COUP DE SANG AU MALI

mars 2012

LE PUTSCH

DU 21 MARS 2012

Le 21 mars, j'étais à Bamako, capitale du Mali, quand le camp militaire de Kati se soulevait. En quelques heures, toutes les garnisons de la capitale, puis des agglomérations du pays, basculaient aux côtés de la rébellion. Dès les premiers jours, un nom surgissait à la tête de ce qui prenait l'air d'un putsch, celui du capitaine Amadou Haya Sanogo (1). Quasi inconnu jusqu'alors, cet officier d'une quarantaine d'années n'a pas un parcours professionnel anodin. Du coup, on en vient à se demander s'il n'est pas, peu ou prou, contrôlé de l'extérieur.

Tout commence le 20 mars, quand une manifestation de femmes de militaires est repoussée par la police.
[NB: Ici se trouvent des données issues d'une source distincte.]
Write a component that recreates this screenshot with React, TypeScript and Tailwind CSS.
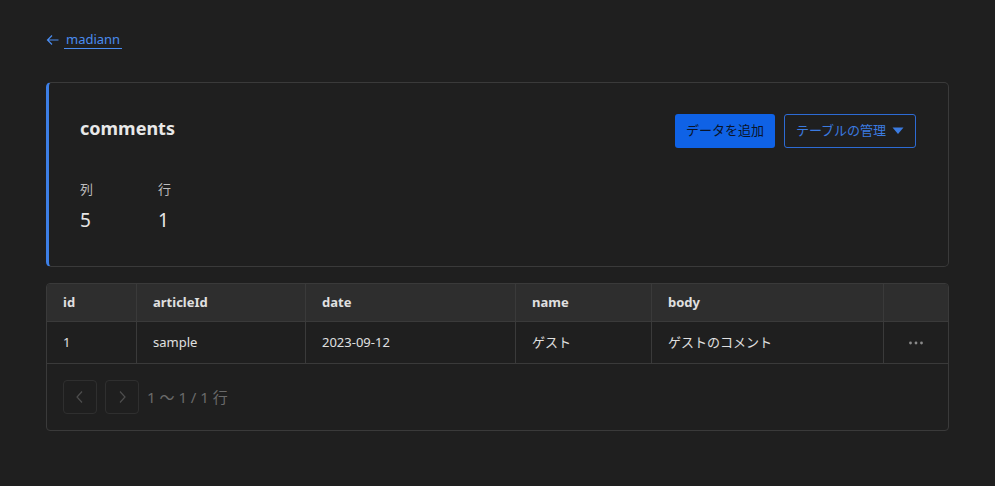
import React from 'react';

const columns = [
    { key: 'id', label: 'id', width: 'w-[90px]' },
    { key: 'articleId', label: 'articleId', width: 'w-[169px]' },
    { key: 'date', label: 'date', width: 'w-[210px]' },
    { key: 'name', label: 'name', width: 'w-[136px]' },
    { key: 'body', label: 'body', width: 'w-[232px]' },
];

const rows = [
    { id: '1', articleId: 'sample', date: '2023-09-12', name: 'ゲスト', body: 'ゲストのコメント' },
];

const App: React.FC = () => {
    return (
        <div
            className="min-h-[486px] bg-[#1f1f1f] text-[#e6e6e6] pl-[46px] pr-[46px] pt-[29px]"
            style={{ fontFamily: '"Noto Sans", "Noto Sans CJK JP", sans-serif' }}
        >
            <a href="#" className="inline-flex items-center gap-[4px] text-[13px] text-[#4a8cf0] h-[22px]">
                <svg width="14" height="14" viewBox="0 0 14 14" fill="none" stroke="currentColor" strokeWidth="1.2">
                    <path d="M12.5 7H1.5M6 2.5L1.5 7L6 11.5" />
                </svg>
                <span className="border-b border-[#4a8cf0] leading-[17px] px-[2px]">madiann</span>
            </a>

            {/* table info card */}
            <div className="mt-[29px] h-[185px] border border-[#3a3a3a] border-l-[3px] border-l-[#3d7fe6] rounded-[5px] pl-[31px] pr-[32px] pt-[31px]">
                <div className="flex items-start justify-between">
                    <h1 className="text-[18px] font-bold leading-[28px] text-[#e8e8e8]">comments</h1>
                    <div className="flex gap-[9px]">
                        <button className="h-[34px] w-[100px] rounded-[3px] bg-[#0f62e6] text-[13px] text-[#0a1429]">
                            データを追加
                        </button>
                        <button className="h-[34px] w-[132px] rounded-[3px] border border-[#2d6bd4] text-[13px] text-[#3b7be0] flex items-center justify-center gap-[6px]">
                            テーブルの管理
                            <svg width="12" height="8" viewBox="0 0 12 8">
                                <path d="M0.5 0.5H11.5L6 7Z" fill="#3b7be0" />
                            </svg>
                        </button>
                    </div>
                </div>
                <div className="flex gap-[60px] mt-[32px]">
                    <div className="w-[18px]">
                        <div className="text-[13px] text-[#bdbdbd] leading-[18px]">列</div>
                        <div className="text-[19px] leading-[26px] mt-[9px]">5</div>
                    </div>
                    <div>
                        <div className="text-[13px] text-[#bdbdbd] leading-[18px]">行</div>
                        <div className="text-[19px] leading-[26px] mt-[9px]">1</div>
                    </div>
                </div>
            </div>

            {/* data table */}
            <div className="mt-[16px] border border-[#3a3a3a] rounded-[4px] overflow-hidden">
                <div className="flex h-[38px] bg-[#2e2e2e] border-b border-[#3a3a3a] text-[13px] font-bold text-[#e0e0e0]">
                    {columns.map(col => (
                        <div key={col.key} className={`${col.width} shrink-0 border-r border-[#3a3a3a] pl-[16px] flex items-center`}>
                            {col.label}
                        </div>
                    ))}
                    <div className="grow" />
                </div>
                {rows.map(row => (
                    <div key={row.id} className="flex h-[42px] border-b border-[#3a3a3a] text-[13px] text-[#e0e0e0]">
                        {columns.map(col => (
                            <div key={col.key} className={`${col.width} shrink-0 border-r border-[#3a3a3a] pl-[16px] flex items-center`}>
                                {row[col.key as keyof typeof row]}
                            </div>
                        ))}
                        <div className="grow flex items-center justify-center">
                            <svg width="16" height="4" viewBox="0 0 16 4" fill="#8a8a8a">
                                <circle cx="2.5" cy="2" r="1.4" />
                                <circle cx="8" cy="2" r="1.4" />
                                <circle cx="13.5" cy="2" r="1.4" />
                            </svg>
                        </div>
                    </div>
                ))}
                <div className="h-[66px] flex items-center pl-[16px] gap-[8px]">
                    <button className="w-[34px] h-[34px] rounded-[4px] border border-[#2f2f2f] flex items-center justify-center text-[#4d4d4d]">
                        <svg width="10" height="14" viewBox="0 0 10 14" fill="none" stroke="currentColor" strokeWidth="1.2">
                            <path d="M7 1.5L2 7L7 12.5" />
                        </svg>
                    </button>
                    <button className="w-[34px] h-[34px] rounded-[4px] border border-[#2f2f2f] flex items-center justify-center text-[#4d4d4d]">
                        <svg width="10" height="14" viewBox="0 0 10 14" fill="none" stroke="currentColor" strokeWidth="1.2">
                            <path d="M3 1.5L8 7L3 12.5" />
                        </svg>
                    </button>
                    <span className="text-[15px] text-[#6a6a6a] whitespace-pre">1 〜 1 / 1 行</span>
                </div>
            </div>
        </div>
    );
};

export default App;
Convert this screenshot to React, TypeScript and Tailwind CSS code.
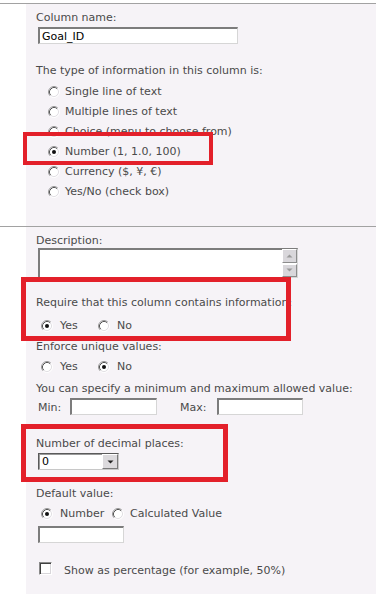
import React from "react";

function Radio({ checked = false }: { checked?: boolean }) {
  return (
    <svg width="12" height="12" viewBox="0 0 12 12" className="shrink-0">
      <circle cx="6" cy="6" r="4.6" fill="#ffffff" />
      <path d="M9.89 2.11A5.5 5.5 0 0 0 2.11 9.89" stroke="#9a9a9a" strokeWidth="1" fill="none" />
      <path d="M9.18 2.82A4.5 4.5 0 0 0 2.82 9.18" stroke="#555555" strokeWidth="1" fill="none" />
      <path d="M9.89 2.11A5.5 5.5 0 0 1 2.11 9.89" stroke="#ffffff" strokeWidth="1" fill="none" />
      <path d="M9.18 2.82A4.5 4.5 0 0 1 2.82 9.18" stroke="#e2e0e4" strokeWidth="1" fill="none" />
      {checked && <circle cx="6" cy="6" r="2" fill="#111111" />}
    </svg>
  );
}

function Checkbox() {
  return (
    <div className="w-[13px] h-[13px] shrink-0 bg-white border-t border-l border-t-[#8a8a8a] border-l-[#8a8a8a] border-r border-b border-r-[#ffffff] border-b-[#ffffff] shadow-[inset_1px_1px_0_#404040,inset_-1px_-1px_0_#d8d6da]" />
  );
}

const inputCls =
  "h-[17px] bg-white border-t-2 border-l-2 border-t-[#7c7c7c] border-l-[#7c7c7c] border-r border-b border-r-[#d6d6d6] border-b-[#d6d6d6]";

function TypeOption({ label, checked = false }: { label: string; checked?: boolean }) {
  return (
    <div className="flex items-center h-[13px] pl-[12px]">
      <Radio checked={checked} />
      <span className="ml-[5px] whitespace-nowrap">{label}</span>
    </div>
  );
}

function YesNo({ yes }: { yes: boolean }) {
  return (
    <div className="flex items-center h-[13px] pl-[5px]">
      <Radio checked={yes} />
      <span className="ml-[7px] w-[38px]">Yes</span>
      <Radio checked={!yes} />
      <span className="ml-[7px]">No</span>
    </div>
  );
}

export default function App() {
  return (
    <div
      className="relative w-[376px] h-[594px] bg-white overflow-hidden text-[11px] leading-[13px] text-[#4a4a4a]"
      style={{ fontFamily: '"DejaVu Sans", Verdana, sans-serif' }}
    >
      <div className="h-[3px]" />
      <div className="h-px bg-[#a2a2a2]" />

      {/* Section 1 */}
      <div className="flex h-[222px]">
        <div className="w-[26px] bg-white" />
        <div className="flex-1 bg-[#f6f3f7] pl-[10px] pt-[7px] flex flex-col">
          <div>Column name:</div>
          <div className={`${inputCls} mt-[3px] ml-[2px] w-[200px] flex items-center pl-[2px] text-[#000]`}>
            Goal_ID
          </div>
          <div className="mt-[20px] whitespace-nowrap">The type of information in this column is:</div>
          <div className="mt-[8px] flex flex-col gap-[7px]">
            <TypeOption label="Single line of text" />
            <TypeOption label="Multiple lines of text" />
            <TypeOption label="Choice (menu to choose from)" />
            <TypeOption label="Number (1, 1.0, 100)" checked />
            <TypeOption label="Currency ($, ¥, €)" />
            <TypeOption label="Yes/No (check box)" />
          </div>
        </div>
      </div>

      <div className="h-px bg-[#a2a2a2]" />

      {/* Section 2 */}
      <div className="flex h-[367px]">
        <div className="w-[26px] bg-white" />
        <div className="flex-1 bg-[#f6f3f7] pl-[10px] pt-[7px] flex flex-col">
          <div>Description:</div>
          <div className="mt-[1px] ml-[2px] w-[260px] h-[30px] flex bg-white border-t-2 border-l-2 border-t-[#7c7c7c] border-l-[#7c7c7c] border-r border-b border-r-[#d6d6d6] border-b-[#d6d6d6]">
            <div className="flex-1" />
            <div className="w-[15px] flex flex-col mt-[-1px]">
              <div className="h-[14px] bg-[#d9d7db] border border-t-[#ffffff] border-l-[#ffffff] border-r-[#8c8c8c] border-b-[#8c8c8c] flex items-center justify-center">
                <svg width="7" height="4" viewBox="0 0 7 4">
                  <path d="M0.5 3.5 L3.5 0.5 L6.5 3.5 Z" fill="#9a9a9a" />
                </svg>
              </div>
              <div className="h-[14px] mt-[1px] bg-[#d9d7db] border border-t-[#ffffff] border-l-[#ffffff] border-r-[#8c8c8c] border-b-[#8c8c8c] flex items-center justify-center">
                <svg width="7" height="4" viewBox="0 0 7 4">
                  <path d="M0.5 0.5 L3.5 3.5 L6.5 0.5 Z" fill="#9a9a9a" />
                </svg>
              </div>
            </div>
          </div>

          <div className="mt-[18px] whitespace-nowrap">Require that this column contains information:</div>
          <div className="mt-[10px]">
            <YesNo yes={true} />
          </div>

          <div className="mt-[8px]">Enforce unique values:</div>
          <div className="mt-[7px]">
            <YesNo yes={false} />
          </div>

          <div className="mt-[9px] whitespace-nowrap">You can specify a minimum and maximum allowed value:</div>
          <div className="mt-[3px] flex items-end pl-[2px]">
            <span className="w-[32px] leading-[14px]">Min:</span>
            <div className={`${inputCls} w-[87px]`} />
            <span className="ml-[23px] w-[37px] leading-[14px]">Max:</span>
            <div className={`${inputCls} w-[86px]`} />
          </div>

          <div className="mt-[22px]">Number of decimal places:</div>
          <div className="mt-[3px] ml-[2px] w-[81px] h-[17px] flex bg-white border border-t-[#5a5a5a] border-l-[#5a5a5a] border-r-[#c8c8c8] border-b-[#c8c8c8] shadow-[inset_1px_1px_0_#9a9a9a]">
            <div className="flex-1 pl-[3px] flex items-center text-black">0</div>
            <div className="w-[16px] h-[15px] bg-[#dcdadd] border border-t-[#ffffff] border-l-[#ffffff] border-r-[#7a7a7a] border-b-[#7a7a7a] flex items-center justify-center">
              <svg width="7" height="4" viewBox="0 0 7 4">
                <path d="M0.5 0.5 L3.5 3.5 L6.5 0.5 Z" fill="#222222" />
              </svg>
            </div>
          </div>

          <div className="mt-[17px]">Default value:</div>
          <div className="mt-[7px] flex items-center h-[13px] pl-[5px]">
            <Radio checked />
            <span className="ml-[7px] w-[52px]">Number</span>
            <Radio />
            <span className="ml-[6px] whitespace-nowrap">Calculated Value</span>
          </div>
          <div className={`${inputCls} mt-[6px] ml-[2px] w-[86px]`} />

          <div className="mt-[19px] flex items-start pl-[3px]">
            <Checkbox />
            <span className="ml-[12px] mt-[2px] whitespace-nowrap">Show as percentage (for example, 50%)</span>
          </div>
        </div>
      </div>

      {/* Red highlight boxes */}
      <div className="absolute left-[23px] top-[132px] w-[190px] h-[33px] border-4 border-[#e3202a]" />
      <div className="absolute left-[21px] top-[277px] w-[270px] h-[64px] border-[5px] border-[#e3202a]" />
      <div className="absolute left-[21px] top-[424px] w-[207px] h-[58px] border-[5px] border-[#e3202a]" />
    </div>
  );
}
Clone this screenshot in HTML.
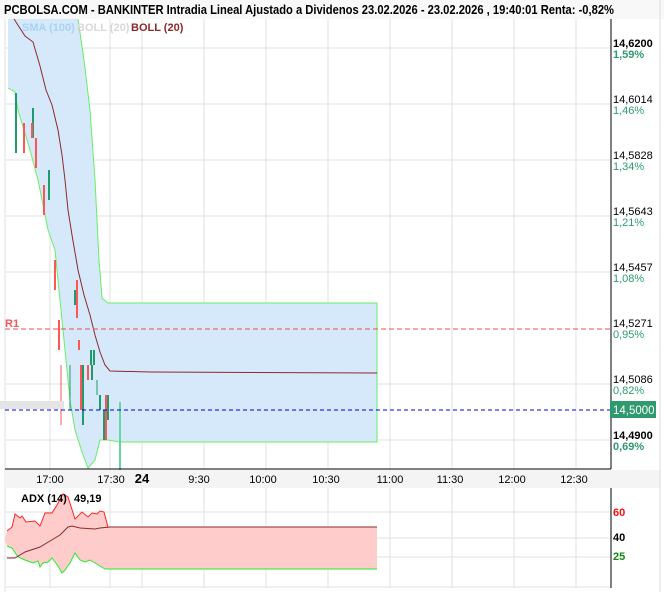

Les épouses des soldats viennent du camp Soundiata Keïta (2) de Kati, garnison située à une quinzaine de km au nord-ouest de Bamako. Elles refusent de voir leurs hommes partir combattre la rébellion touarègue, dans le nord du pays, affirmant qu'ils sont sous-équipés et manquent de munitions.

Un second cortège est prévu. Cette fois, il sera encadré par des soldats en armes, prêt à faire face aux policiers. Le matin du 21 mars, Sadio Gassama, le ministre de la Défense, se rend à Kati pour dissuader les mécontents de manifester. Il est reçu à coups de pierres et doit battre en retraite. Sans attendre, la troupe fracture les magasins d'armes. Vers onze heures, très excité, un sergent appelle le correspondant de RFI au Mali, Serge Daniel, exigeant sur un ton intransigeant l'annonce du soulèvement à la radio.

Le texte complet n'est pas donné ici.